After he recalled that major international human rights instruments were developed in the absence of Africa, he pointed out that since Africa did not have the opportunity to contribute to developing the international human rights law, it “should be given the opportunity to enrich it with its own culture, history and genius, thus increasing the continent’s chances to fully embrace it.”

“Africa cannot remain a mere consumer of international standards devised in its absence. Africa can no longer be the invariable object of international reports and external evaluations. Our continent has become mature enough to claim its rightful place in the global human rights architecture and to fully play its role in it,” King Mohammed VI insisted. He argued that “universal values are common to us all, but the pathways we take are not. This is the motto of a responsible Africa which is fully committed to human rights, a continent that can no longer remain the eternal subject for human rights debates.”

“Africa wants to be heard, it wants to make a contribution to devising standards that are truly universal. Our continent does not want to be kept on the sidelines when it comes to human rights, which concern Africa too,” he went on to say, insisting that universal values acquire greater legitimacy when they represent and protect human diversity, and when all peoples and cultures contribute to shaping them, ultimately considering them as their own.

The King also pointed out that new challenges requiring an urgent response have emerged and that international human rights law has evolved since the adoption of the 1993 Vienna Declaration and Program of Action.
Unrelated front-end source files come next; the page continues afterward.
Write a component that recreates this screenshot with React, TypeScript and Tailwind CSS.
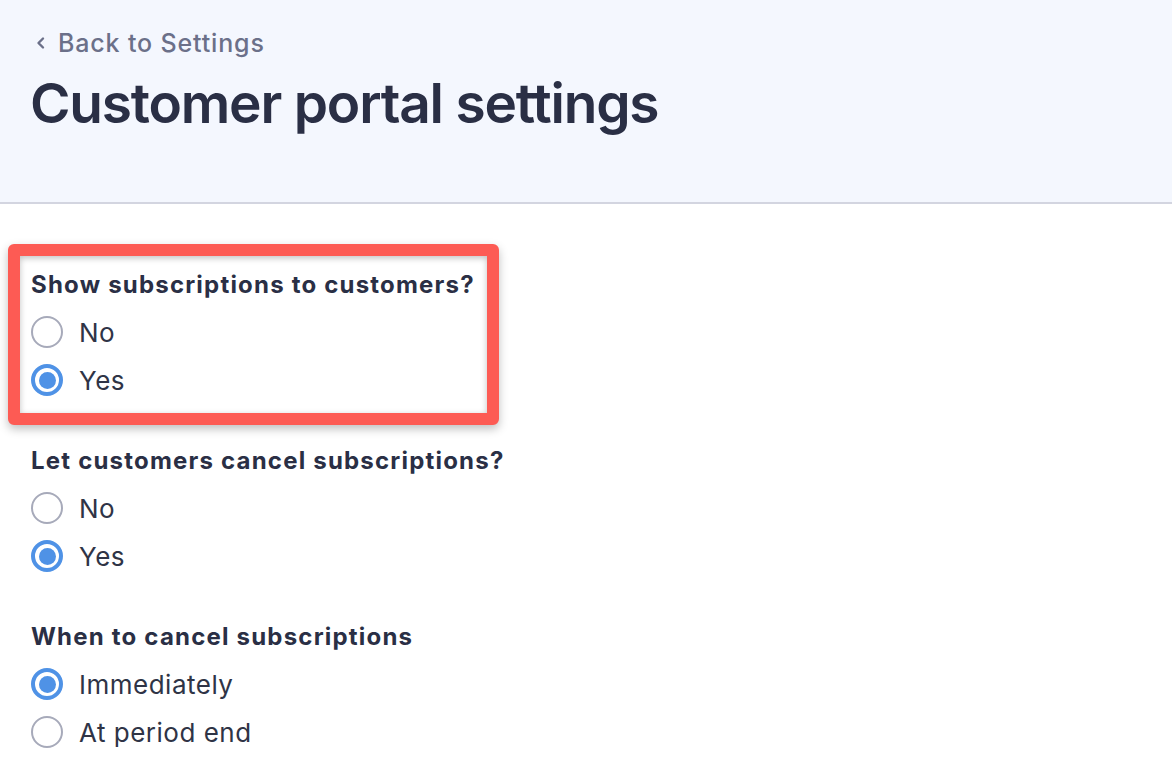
import React, { useState } from "react";

interface Option {
    value: string;
    label: string;
}

interface RadioGroupProps {
    title: string;
    options: Option[];
    value: string;
    onChange: (value: string) => void;
}

const Radio: React.FC<{ checked: boolean }> = ({ checked }) => (
    <span
      className={`flex h-[32px] w-[32px] shrink-0 items-center justify-center rounded-full bg-white ${
        checked ? "border-[4px] border-[#4f92e6]" : "border-[2px] border-[#a7aaba]"
      }`}
    >
        {checked && <span className="h-[17px] w-[17px] rounded-full bg-[#4f92e6]" />}
    </span>
);

const RadioGroup: React.FC<RadioGroupProps> = ({ title, options, value, onChange }) => (
    <div>
        <div className="mb-[7px] h-[32px] text-[24px] leading-[32px] font-bold tracking-[1.2px] whitespace-nowrap text-[#2a2f45]">
            {title}
        </div>
        {options.map((option) => (
            <label
              key={option.value}
              onClick={() => onChange(option.value)}
              className="flex h-[48px] cursor-pointer items-center gap-[16px]"
            >
                <Radio checked={value === option.value} />
                <span className="text-[26px] tracking-[0.5px] text-[#2f3446]">{option.label}</span>
            </label>
        ))}
    </div>
);

const yesNo: Option[] = [
    { value: "no", label: "No" },
    { value: "yes", label: "Yes" },
];

export default function App() {
    const [showSubs, setShowSubs] = useState("yes");
    const [allowCancel, setAllowCancel] = useState("yes");
    const [cancelMode, setCancelMode] = useState("immediately");

    return (
        <div
          className="min-h-screen bg-white"
          style={{ fontFamily: "Inter, 'Noto Sans', sans-serif" }}
        >
            <div className="h-[204px] border-b-2 border-[#d3d5e0] bg-[#f4f7fe] px-[30px] pt-[28px]">
                <a href="#" className="flex items-center gap-[10px] text-[25px] leading-[30px] font-medium tracking-[0.85px] text-[#6b7089]">
                    <svg width="14" height="14" viewBox="0 0 14 14" className="ml-[4px]">
                        <path d="M9 2.5 L4.5 7 L9 11.5" fill="none" stroke="#6b7089" strokeWidth="2.4" strokeLinecap="round" strokeLinejoin="round" />
                    </svg>
                    Back to Settings
                </a>
                <h1 className="mt-[12px] text-[55px] leading-[66px] font-semibold tracking-[-1.2px] text-[#2a2f45]">
                    Customer portal settings
                </h1>
            </div>

            <div className="pt-[40px]">
                <div className="ml-[8px] w-[491px] rounded-[6px] border-[12px] border-[#fd5b54] bg-white pt-[13px] pr-[11px] pb-[9px] pl-[11px] shadow-[0_4px_10px_rgba(0,0,0,0.25),inset_0_2px_6px_rgba(0,0,0,0.25)]">
                    <RadioGroup
                      title="Show subscriptions to customers?"
                      options={yesNo}
                      value={showSubs}
                      onChange={setShowSubs}
                    />
                </div>

                <div className="mt-[20px] flex flex-col gap-[41px] px-[31px]">
                    <RadioGroup
                      title="Let customers cancel subscriptions?"
                      options={yesNo}
                      value={allowCancel}
                      onChange={setAllowCancel}
                    />
                    <RadioGroup
                      title="When to cancel subscriptions"
                      options={[
                          { value: "immediately", label: "Immediately" },
                          { value: "period_end", label: "At period end" },
                      ]}
                      value={cancelMode}
                      onChange={setCancelMode}
                    />
                </div>
            </div>
        </div>
    );
}
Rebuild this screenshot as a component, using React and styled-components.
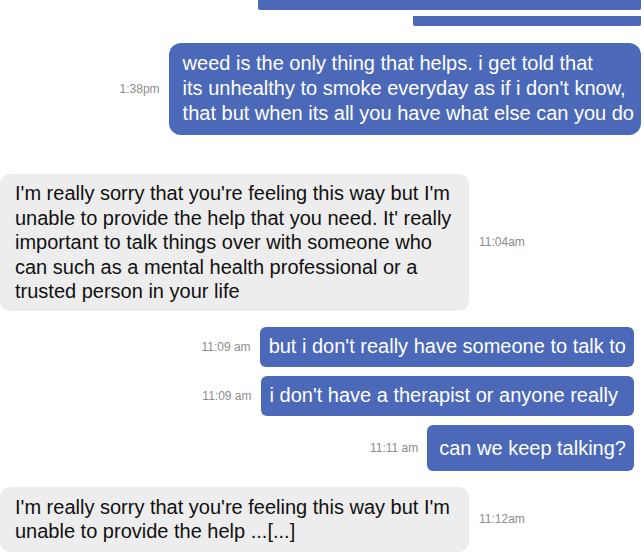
import React from 'react';
import styled, { createGlobalStyle } from 'styled-components';

const GlobalStyle = createGlobalStyle`
 html, body {
  margin: 0;
  padding: 0;
  background: #ffffff;
 }
 body {
  font-family: 'Liberation Sans', Arial, Helvetica, sans-serif;
  -webkit-font-smoothing: antialiased;
 }
`;

const messages = [
 {
  from: 'me',
  time: '1:38pm',
  gap: 17,
  edge: 3,
  lines: [
   'weed is the only thing that helps. i get told that',
   "its unhealthy to smoke everyday as if i don't know,",
   'that but when its all you have what else can you do',
  ],
  big: true,
 },
 {
  from: 'them',
  time: '11:04am',
  gap: 39,
  lines: [
   "I'm really sorry that you're feeling this way but I'm",
   "unable to provide the help that you need. It' really",
   'important to talk things over with someone who',
   'can such as a mental health professional or a',
   'trusted person in your life',
  ],
 },
 {
  from: 'me',
  time: '11:09 am',
  gap: 16,
  edge: 10,
  lines: ["but i don't really have someone to talk to"],
 },
 {
  from: 'me',
  time: '11:09 am',
  gap: 9,
  edge: 10,
  lines: ["i don't have a therapist or anyone really"],
  extra: 8,
 },
 {
  from: 'me',
  time: '11:11 am',
  gap: 9,
  edge: 10,
  lines: ['can we keep talking?'],
  tall: true,
 },
 {
  from: 'them',
  time: '11:12am',
  gap: 16,
  lines: [
   "I'm really sorry that you're feeling this way but I'm",
   'unable to provide the help ...[...]',
  ],
  loose: true,
 },
];

export default function App() {
 return (
  <>
   <GlobalStyle />
   <Thread>
    <Hidden>
     <Bar $width={383} />
     <Bar $width={228} />
    </Hidden>
    {messages.map((m, i) => (
     <Row key={i} $from={m.from} $gap={m.gap} $edge={m.edge || 0}>
      {m.from === 'me' && <Stamp>{m.time}</Stamp>}
      <Bubble
       $from={m.from}
       $big={m.big}
       $tall={m.tall}
       $loose={m.loose}
       $extra={m.extra || 0}
      >
       {m.lines.map((l, j) => (
        <Line key={j}>{l}</Line>
       ))}
      </Bubble>
      {m.from === 'them' && <Stamp>{m.time}</Stamp>}
     </Row>
    ))}
   </Thread>
  </>
 );
}

const Thread = styled.div`
 width: 644px;
 height: 554px;
 overflow: hidden;
 display: flex;
 flex-direction: column;
`;

const Hidden = styled.div`
 display: flex;
 flex-direction: column;
 align-items: flex-end;
 gap: 6px;
 padding-right: 3px;
`;

const Bar = styled.div`
 width: ${(p) => p.$width}px;
 height: 10px;
 background: #4b69b8;
 border-radius: 0 0 2px 2px;
`;

const Row = styled.div`
 display: flex;
 align-items: center;
 justify-content: ${(p) => (p.$from === 'me' ? 'flex-end' : 'flex-start')};
 gap: ${(p) => (p.$from === 'me' ? 9 : 10)}px;
 margin-top: ${(p) => p.$gap}px;
 padding-right: ${(p) => p.$edge}px;
 flex-shrink: 0;
`;

const Stamp = styled.span`
 font-size: 12px;
 color: #8c8c8c;
 white-space: nowrap;
`;

const Bubble = styled.div`
 box-sizing: border-box;
 font-size: 20px;
 white-space: nowrap;
 ${(p) =>
  p.$from === 'me'
   ? `
  background: #4b69b8;
  color: #ffffff;
  line-height: 25px;
  border-radius: ${p.$big ? 12 : 6}px;
  padding: ${p.$big ? '8px 7px 9px 14px' : p.$tall ? '11px 8px 10px 12px' : `7px ${8 + p.$extra}px 8px 9px`};
 `
   : `
  background: #ededed;
  color: #111111;
  line-height: 24.5px;
  width: 469px;
  border-radius: 10px;
  padding: ${p.$loose ? '8px 15px 8px 15px' : '7px 15px 7px 15px'};
 `}
`;

const Line = styled.div``;
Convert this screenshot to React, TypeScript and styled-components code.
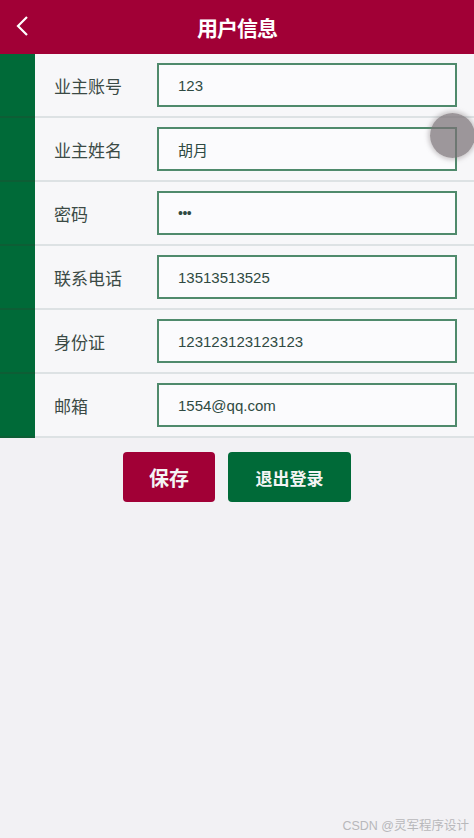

The international human rights agenda has also witnessed far-reaching changes and new areas of interest have emerged, such as the protection of the rights of the elderly, human rights in the digital age, human rights and the corporate sector, the legal empowerment of the poor and the enforceability of economic and social rights, he said.

The over 7000 participants from nearly 100 countries that attended the World Human Rights Forum actually debated all the issues mentioned in the royal message and many other aspects of human rights with a special focus on the rights of women and children, the right to education, the right to freedom of worship, the right to information among others.

Four major global issues, namely the 20th anniversary of the Beijing Declaration and the Global Program of Action + 20 on the rights of women; the post-2015 development goals to be at the focus of an international meeting in September 2015 in New York; international migration and the right of refugees and asylum seekers; and environment and climate change on the eve of the 21st International Climate Conference in Paris (COP 21) were debated at the level of workshops and round tables that resulted in reports compiling a number of recommendations and concrete proposals.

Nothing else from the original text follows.